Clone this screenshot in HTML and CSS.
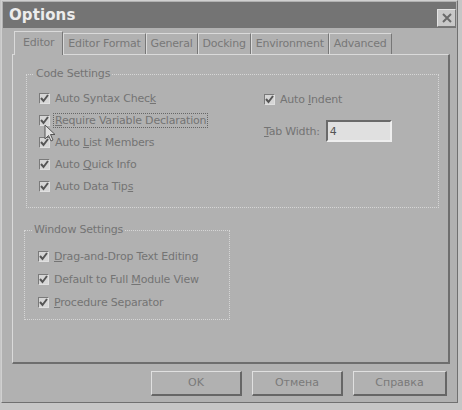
FILE: index.html
```html
<!DOCTYPE html>
<html lang="en">
<head>
	<meta charset="UTF-8">
	<title>Options</title>
	<link rel="stylesheet" href="styles.css">
</head>
<body>
	<div class="dialog">
		<div class="titlebar">
			<span class="title">Options</span>
			<span class="close"><svg width="12" height="12" viewBox="0 0 12 12"><path d="M2 2L10 10M10 2L2 10" stroke="#6a6a6a" stroke-width="2"/></svg></span>
		</div>
		<div class="tabs">
			<span class="tab on">Editor</span>
			<span class="tab">Editor Format</span>
			<span class="tab">General</span>
			<span class="tab">Docking</span>
			<span class="tab">Environment</span>
			<span class="tab">Advanced</span>
		</div>
		<div class="panel">
			<div class="group code">
				<span class="legend">Code Settings</span>
				<div class="cols">
					<div class="list">
						<label class="chk"><i class="box"></i><span>Auto Syntax Chec<u>k</u></span></label>
						<label class="chk"><i class="box"></i><span class="focus"><u>R</u>equire Variable Declaration</span></label>
						<label class="chk"><i class="box"></i><span>Auto <u>L</u>ist Members</span></label>
						<label class="chk"><i class="box"></i><span>Auto <u>Q</u>uick Info</span></label>
						<label class="chk"><i class="box"></i><span>Auto Data Tip<u>s</u></span></label>
					</div>
					<div class="side">
						<label class="chk"><i class="box"></i><span>Auto <u>I</u>ndent</span></label>
						<div class="field"><span><u>T</u>ab Width:</span><span class="input">4</span></div>
					</div>
				</div>
				<svg class="cursor" width="12" height="19" viewBox="0 0 12 19"><path d="M1 1L1 15L4.5 11.5L7 17L9 16L6.5 10.5L11 10.5Z" fill="#e0e0e0" stroke="#555" stroke-width="1"/></svg>
			</div>
			<div class="group window">
				<span class="legend">Window Settings</span>
				<div class="list">
					<label class="chk"><i class="box"></i><span><u>D</u>rag-and-Drop Text Editing</span></label>
					<label class="chk"><i class="box"></i><span>Default to Full <u>M</u>odule View</span></label>
					<label class="chk"><i class="box"></i><span><u>P</u>rocedure Separator</span></label>
				</div>
			</div>
		</div>
		<div class="buttons">
			<span class="btn ok">OK</span>
			<span class="btn cancel">Отмена</span>
			<span class="btn help">Справка</span>
		</div>
	</div>
</body>
</html>
```
FILE: styles.css
```css
*{
	margin: 0;
	padding: 0;
	box-sizing: border-box;
}
body{
	background: #c6c6c6;
	font-family: "DejaVu Sans", sans-serif;
	font-size: 10px;
	color: #747474;
}
.dialog{
	width: 457px;
	height: 403px;
	margin: 0 0 0 1px;
	background: #b1b1b1;
	border: 1px solid #d0d0d0;
	border-right-color: #707070;
	border-bottom-color: #707070;
	display: flex;
	flex-direction: column;
}
.titlebar{
	height: 26px;
	margin: 1px 1px 0 1px;
	background: #747474;
	display: flex;
	align-items: center;
	justify-content: space-between;
	padding: 0 0 0 6px;
}
.title{
	font-size: 15px;
	font-weight: bold;
	color: #ececec;
	letter-spacing: 0.1px;
}
.close{
	width: 19px;
	height: 18px;
	margin-top: 5px;
	background: #c8c8c8;
	border: 1px solid #e4e4e4;
	border-right-color: #777;
	border-bottom-color: #777;
	display: flex;
	align-items: center;
	justify-content: center;
}
.tabs{
	display: flex;
	align-items: flex-end;
	height: 26px;
	padding-left: 12px;
}
.tab{
	height: 21px;
	padding: 0 4px;
	line-height: 19px;
	border: 1px solid #dadada;
	border-bottom: none;
	border-right-color: #777;
	font-size: 11px;
	color: #787878;
	letter-spacing: -0.2px;
}
.tab.on{
	height: 24px;
	padding: 0 8px;
	line-height: 22px;
	margin-bottom: -1px;
	background: #b1b1b1;
	position: relative;
}
.panel{
	margin: 0 7px 0 10px;
	height: 310px;
	border: 1px solid #dadada;
	border-right: 2px solid #6e6e6e;
	border-bottom: 2px solid #6e6e6e;
	padding: 19px 9px 0 13px;
}
.group{
	position: relative;
	border: 1px dotted #d6d6d6;
}
.legend{
	position: absolute;
	top: -8px;
	left: 7px;
	padding: 0 2px;
	background: #b1b1b1;
	font-size: 11px;
	letter-spacing: -0.2px;
}
.code{
	height: 134px;
	padding: 17px 0 0 12px;
}
.cols{
	display: flex;
}
.list{
	display: flex;
	flex-direction: column;
	gap: 9px;
	width: 225px;
}
.chk{
	display: flex;
	align-items: center;
	height: 13px;
	font-size: 11px;
	letter-spacing: -0.2px;
	white-space: nowrap;
}
.box{
	width: 11px;
	height: 11px;
	margin-right: 5px;
	background: #d6d6d6 url("data:image/svg+xml,%3Csvg xmlns='http://www.w3.org/2000/svg' width='11' height='11'%3E%3Cpath d='M2 5L4.5 8L9 2' fill='none' stroke='%23555' stroke-width='2'/%3E%3C/svg%3E") no-repeat center;
	border: 1px solid #7a7a7a;
	border-right-color: #e0e0e0;
	border-bottom-color: #e0e0e0;
	flex-shrink: 0;
}
.focus{
	border: 1px dotted #666;
	padding: 0 1px;
	margin-left: -2px;
}
.side{
	display: flex;
	flex-direction: column;
	gap: 14px;
	padding-top: 1px;
}
.field{
	display: flex;
	align-items: center;
	gap: 6px;
	font-size: 11px;
	letter-spacing: -0.2px;
}
.input{
	width: 66px;
	height: 22px;
	background: #e0e0e0;
	border: 2px solid #6a6a6a;
	border-right-color: #eee;
	border-bottom-color: #eee;
	padding: 3px 2px;
	color: #555;
}
.cursor{
	position: absolute;
	left: 17px;
	top: 49px;
}
.window{
	width: 206px;
	height: 90px;
	margin: 22px 0 0 -2px;
	padding: 19px 0 0 13px;
}
.window .list{
	gap: 10px;
}
.buttons{
	display: flex;
	gap: 10px;
	padding: 7px 0 0 149px;
}
.btn{
	width: 91px;
	height: 25px;
	line-height: 22px;
	text-align: center;
	font-size: 11px;
	color: #7a7a7a;
	border: 1px solid #e0e0e0;
	border-right: 2px solid #666;
	border-bottom: 2px solid #666;
}
.help{
	width: 94px;
}
```
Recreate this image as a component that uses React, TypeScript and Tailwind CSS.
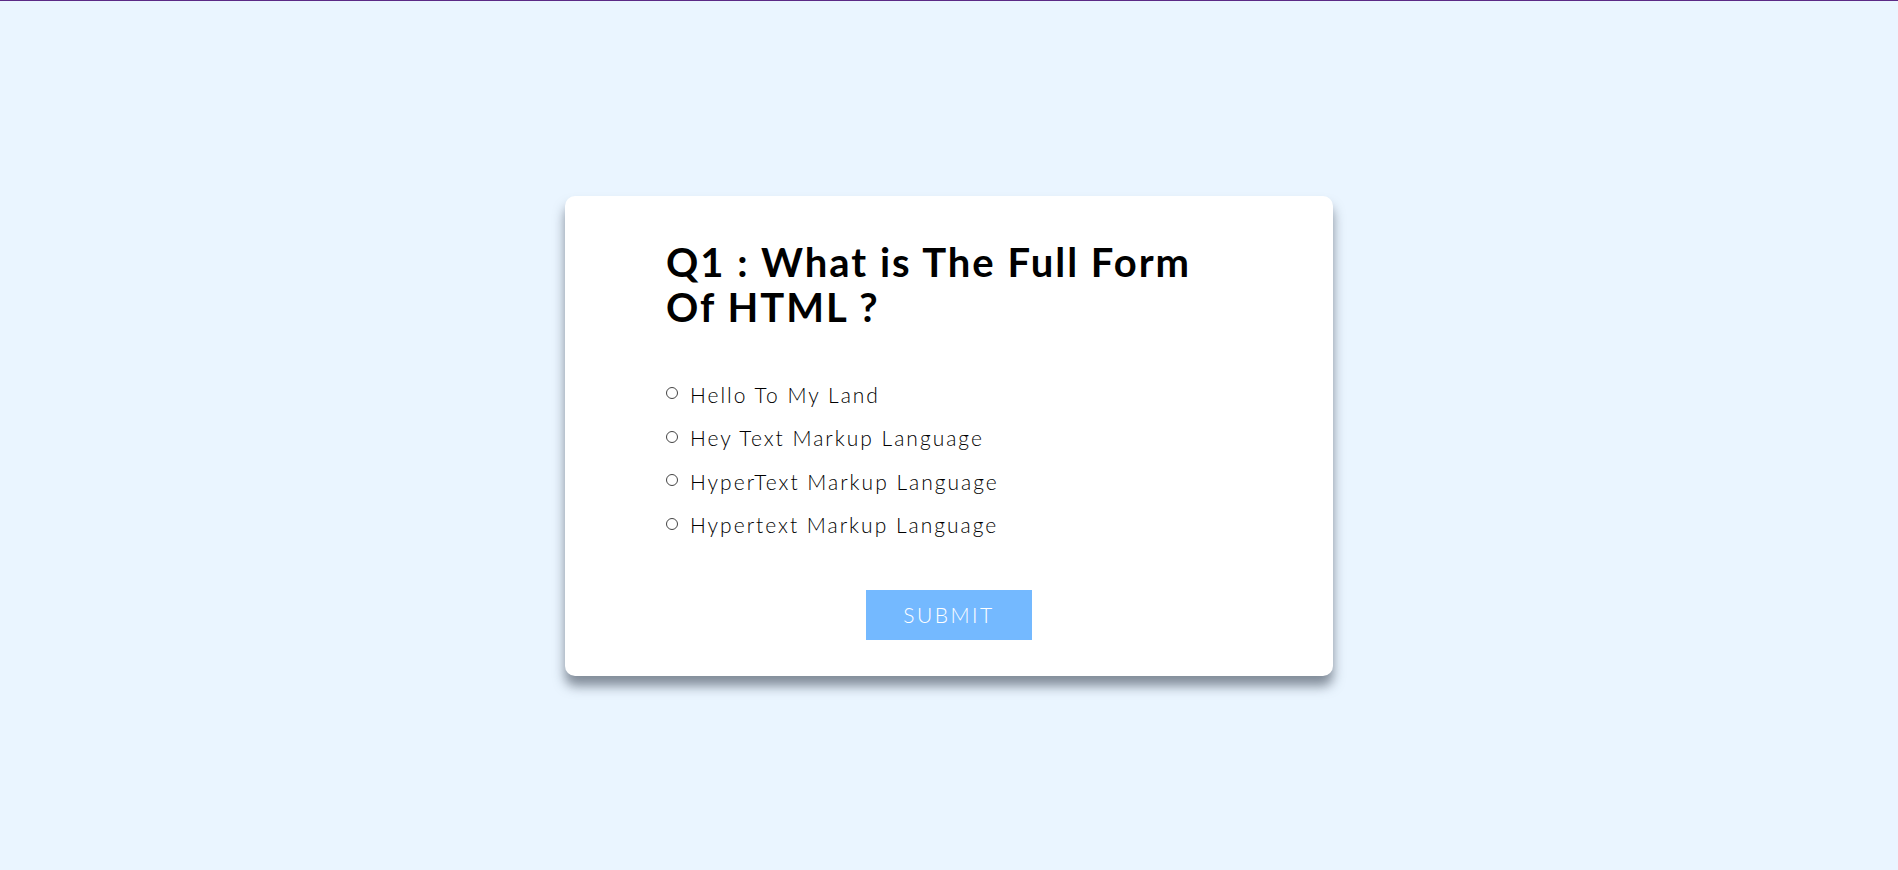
const options = [
  'Hello To My Land',
  'Hey Text Markup Language',
  'HyperText Markup Language',
  'Hypertext Markup Language',
]

export default function App() {
  return (
    <div className="h-[870px] border-t border-[#5b2a86] bg-[#eaf5ff] flex items-center justify-center font-['Lato',sans-serif]">
      <div className="w-[768px] bg-white rounded-[10px] shadow-[0_10px_12px_rgba(60,70,85,0.6)] pt-[44px] pb-[36px] px-[101px]">
        <h1 className="text-[40px] leading-[45px] font-bold text-black tracking-[2px]">
          Q1 : What is The Full Form
          <br />
          Of HTML ?
        </h1>
        <ul className="mt-[43px]">
          {options.map((opt) => (
            <li key={opt} className="flex items-center h-[43.5px] text-[21px] font-light text-black tracking-[2px]">
              <span className="w-[12px] h-[12px] mb-[2px] rounded-full border border-[#444] mr-[12px]" />
              {opt}
            </li>
          ))}
        </ul>
        <div className="mt-[43px] flex justify-center">
          <button className="w-[166px] h-[50px] bg-[#74b9ff] text-white text-[21px] font-light tracking-[2.5px]">
            SUBMIT
          </button>
        </div>
      </div>
    </div>
  )
}
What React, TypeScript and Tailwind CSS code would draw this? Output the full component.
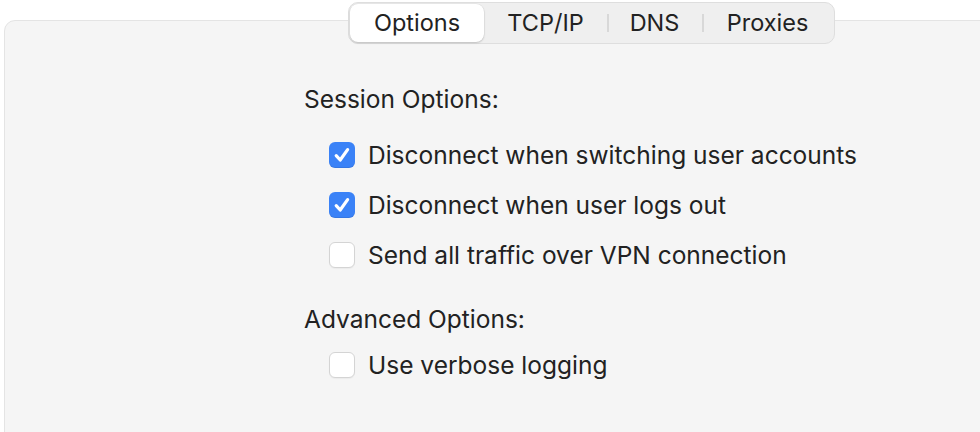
import React from 'react'

type Option = { label: string; checked: boolean }

const sessionOptions: Option[] = [
  { label: 'Disconnect when switching user accounts', checked: true },
  { label: 'Disconnect when user logs out', checked: true },
  { label: 'Send all traffic over VPN connection', checked: false },
]

const advancedOptions: Option[] = [{ label: 'Use verbose logging', checked: false }]

const tabs = [
  { name: 'Options', width: 'w-[134px]' },
  { name: 'TCP/IP', width: 'w-[123px]' },
  { name: 'DNS', width: 'w-[95px]' },
  { name: 'Proxies', width: 'w-[131px]' },
]

function Checkbox({ checked }: { checked: boolean }) {
  if (checked) {
    return (
      <div className="flex h-[26px] w-[26px] shrink-0 items-center justify-center rounded-[6px] bg-[#3a82f7] shadow-[inset_0_-1px_0_rgba(0,0,0,0.08)]">
        <svg width="20" height="20" viewBox="0 0 20 20" fill="none">
          <path d="M4.2 10.6 L8.2 15 L15.6 4.6" stroke="white" strokeWidth="3.2" strokeLinecap="round" strokeLinejoin="round" />
        </svg>
      </div>
    )
  }
  return <div className="h-[26px] w-[26px] shrink-0 rounded-[6px] border border-[#d4d4d4] bg-white shadow-[0_1px_1px_rgba(0,0,0,0.04)]" />
}

function Row({ option }: { option: Option }) {
  return (
    <div className="flex h-[50px] items-center gap-[13px] pl-[25px]">
      <Checkbox checked={option.checked} />
      <span className="text-[24.5px] text-[#222]">{option.label}</span>
    </div>
  )
}

export default function App() {
  return (
    <div className="h-[432px] w-[980px] overflow-hidden bg-white" style={{ fontFamily: 'Inter, "Noto Sans", sans-serif' }}>
      <div className="ml-[4px] mt-[20px] h-[460px] w-[1200px] rounded-[11px] border border-[#e4e4e4] bg-[#f5f5f5]">
        <div className="-mt-[19px] ml-[343px] flex h-[42px] w-[487px] items-center rounded-[10px] border border-[#dedede] bg-[#efefef] px-[1px]">
          {tabs.map((t, i) => (
            <div key={t.name} className={`relative flex h-[38px] items-center justify-center ${t.width}`}>
              {i === 0 ? (
                <div className="absolute inset-0 rounded-[8px] bg-white shadow-[0_1px_2px_rgba(0,0,0,0.18),0_0_0_0.5px_rgba(0,0,0,0.06)]" />
              ) : null}
              {i >= 2 ? <div className="absolute left-0 top-[10px] h-[18px] w-[2px] bg-[#d8d8d8]" /> : null}
              <span className="relative text-[23.5px] text-[#222]">{t.name}</span>
            </div>
          ))}
        </div>

        <div className="ml-[299px] mt-[40px] flex flex-col">
          <div className="h-[30px] text-[24.5px] leading-[30px] text-[#222]">Session Options:</div>
          <div className="mt-[16px] flex flex-col">
            {sessionOptions.map((o) => (
              <Row key={o.label} option={o} />
            ))}
          </div>
          <div className="mt-[24px] h-[30px] text-[24.5px] leading-[30px] text-[#222]">Advanced Options:</div>
          <div className="mt-[6px] flex flex-col">
            {advancedOptions.map((o) => (
              <Row key={o.label} option={o} />
            ))}
          </div>
        </div>
      </div>
    </div>
  )
}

^^^^

REQUIRED WORK
In the records above, locate each line with the word "Tailwind". Copy all such lines.

RESPONSE TO THIS TASK
Recreate this image as a component that uses React, TypeScript and Tailwind CSS.
What React, TypeScript and Tailwind CSS code would draw this? Output the full component.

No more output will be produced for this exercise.